We then do a linear search for each ksym, so depending on the amount
of ksyms, that can scale badly. But linked_list.bpf.o and
linked_list_fail.bpf.o have only a few ksyms:
[72] DATASEC '.ksyms' size=0 vlen=6
type_id=33 offset=0 size=0 (FUNC 'bpf_obj_new_impl')
type_id=37 offset=0 size=0 (FUNC 'bpf_list_pop_front')
type_id=39 offset=0 size=0 (FUNC 'bpf_obj_drop_impl')
type_id=41 offset=0 size=0 (FUNC 'bpf_list_pop_back')
type_id=43 offset=0 size=0 (FUNC 'bpf_list_push_front_impl')
type_id=51 offset=0 size=0 (FUNC 'bpf_list_push_back_impl')

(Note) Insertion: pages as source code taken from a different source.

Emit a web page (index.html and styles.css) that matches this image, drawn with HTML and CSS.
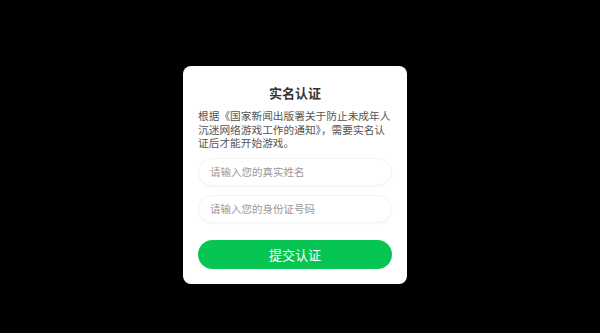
FILE: index.html
```html
<!DOCTYPE html>
<html lang="zh-CN">
<head>
    <meta charset="UTF-8">
    <meta name="viewport" content="width=device-width, initial-scale=1.0">
    <title>实名认证</title>
    <link rel="stylesheet" href="styles.css">
</head>
<body>
    <div class="dialog">
        <h2 class="title">实名认证</h2>
        <p class="desc">根据《国家新闻出版署关于防止未成年人沉迷网络游戏工作的通知》，需要实名认证后才能开始游戏。</p>
        <div class="form">
            <input type="text" class="field" placeholder="请输入您的真实姓名">
            <input type="text" class="field" placeholder="请输入您的身份证号码">
        </div>
        <button class="submit">提交认证</button>
    </div>
</body>
</html>
```

FILE: styles.css
```css
/* General styles */
html, body {
    height: 100%;
}
body {
    margin: 0;
    background-color: #000;
    font-family: "Noto Sans CJK SC", "Noto Sans", sans-serif;
    display: flex;
    justify-content: center;
    padding: 66px 10px 0 0;
    box-sizing: border-box;
}
.dialog {
    width: 224px;
    height: 218px;
    box-sizing: border-box;
    background-color: #fff;
    border-radius: 8px;
    padding: 18px 15px 15px;
}
.title {
    margin: 0;
    font-size: 13px;
    line-height: 18px;
    font-weight: bold;
    text-align: center;
    color: #333;
}
.desc {
    margin: 7px 0 0;
    font-size: 10.7px;
    line-height: 13.5px;
    color: #555;
}
.form {
    margin-top: 8px;
    display: flex;
    flex-direction: column;
    gap: 9px;
}
.field {
    height: 28px;
    box-sizing: border-box;
    border: 1px solid #f4f4f4;
    border-radius: 14px;
    padding: 0 11px;
    font-family: inherit;
    font-size: 10.5px;
    color: #333;
    outline: none;
    box-shadow: 0 1px 2px rgba(0, 0, 0, 0.03);
}
.field::placeholder {
    color: #999;
}
.submit {
    display: block;
    width: 100%;
    height: 29px;
    margin-top: 17px;
    border: none;
    border-radius: 15px;
    background-color: #07c553;
    color: #fff;
    font-family: inherit;
    font-size: 13px;
    cursor: pointer;
}
```
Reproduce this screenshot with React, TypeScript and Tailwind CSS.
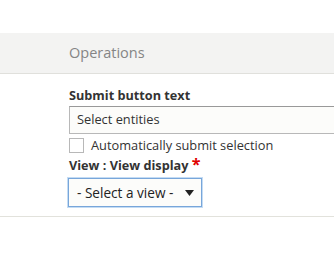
import React from "react";

export default function App() {
  return (
    <div className="w-[334px] h-[270px] bg-white overflow-hidden" style={{ fontFamily: '"Open Sans", "Noto Sans", sans-serif' }}>
      <div className="h-[33px]" />
      <div className="h-[41px] bg-[#f3f3f2] border-b border-[#e0e0dc] pl-[69px] flex items-center">
        <span className="text-[14.5px] text-[#858585] leading-none">Operations</span>
      </div>
      <div className="pl-[69px] border-b border-[#e2e2dc] pb-[8px]">
        <div className="pt-[12px] text-[12.7px] font-bold text-[#333] leading-[18px] whitespace-nowrap">Submit button text</div>
        <div className="mt-[2px] h-[28px] w-[300px] border border-[#b8b8b8] border-t-[#999] bg-[#fcfcfa] flex items-center pl-[7px] text-[12.8px] text-[#333] whitespace-nowrap">
          Select entities
        </div>
        <div className="mt-[3px] flex items-center h-[16px]">
          <div className="w-[15px] h-[15px] border border-[#b8b8b8] bg-white" />
          <span className="ml-[7px] text-[12.8px] text-[#333] leading-none whitespace-nowrap">Automatically submit selection</span>
        </div>
        <div className="mt-[3px] text-[12.7px] font-bold text-[#333] leading-[18px] whitespace-nowrap">
          View : View display <span className="text-[#e00000] text-[16px] leading-none">*</span>
        </div>
        <div className="mt-[3px] ml-[-2px] w-[136px] h-[31px] p-[1px] bg-[#c4dcf4]">
          <div className="h-full border border-[#78a6da] bg-[#fcfcfa] flex items-center pl-[8px] pr-[7px] justify-between">
            <span className="text-[13.6px] text-[#222] leading-none whitespace-nowrap">- Select a view -</span>
            <svg width="9" height="6" viewBox="0 0 9 6" className="shrink-0"><path d="M0 0 H9 L4.5 6 Z" fill="#222" /></svg>
          </div>
        </div>
      </div>
    </div>
  );
}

We can improve this part by either pre-building hashmap index for BTF
types or sorting all ksyms and then doing one linear pass over vmlinux
BTF, binary searching. But so far it wasn't a big bottleneck in
practice.
And running this linked_list test on production kernel, it's not that
slow, considering how much work it's doing:
sudo ./test_progs -a linked_list 1.54s user 0.58s system 97% cpu 2.178 total
Also, we are building sefltests+libbpf in debug mode. So I have worse
news, with my BTF validation patch applied, this test becomes
extremely slow, because all those 100+ vmlinux BTF parsings are now
also doing a bunch of validation, and none of the added small static
functions are inlined in debug mode. I need to look into this a bit
more and see if I can mitigate this without switching all selftests to
release mode.
>
> Don't know whether libbpf is doing too many unnecessary reads on vmlinux btf
> or what is actually happening, but something isn't right.
> This test shouldn't be causing libbpf to be the main consumer of cpu.
> Not sure whether other tests are similarly affected.
> This is what I've debugged so far.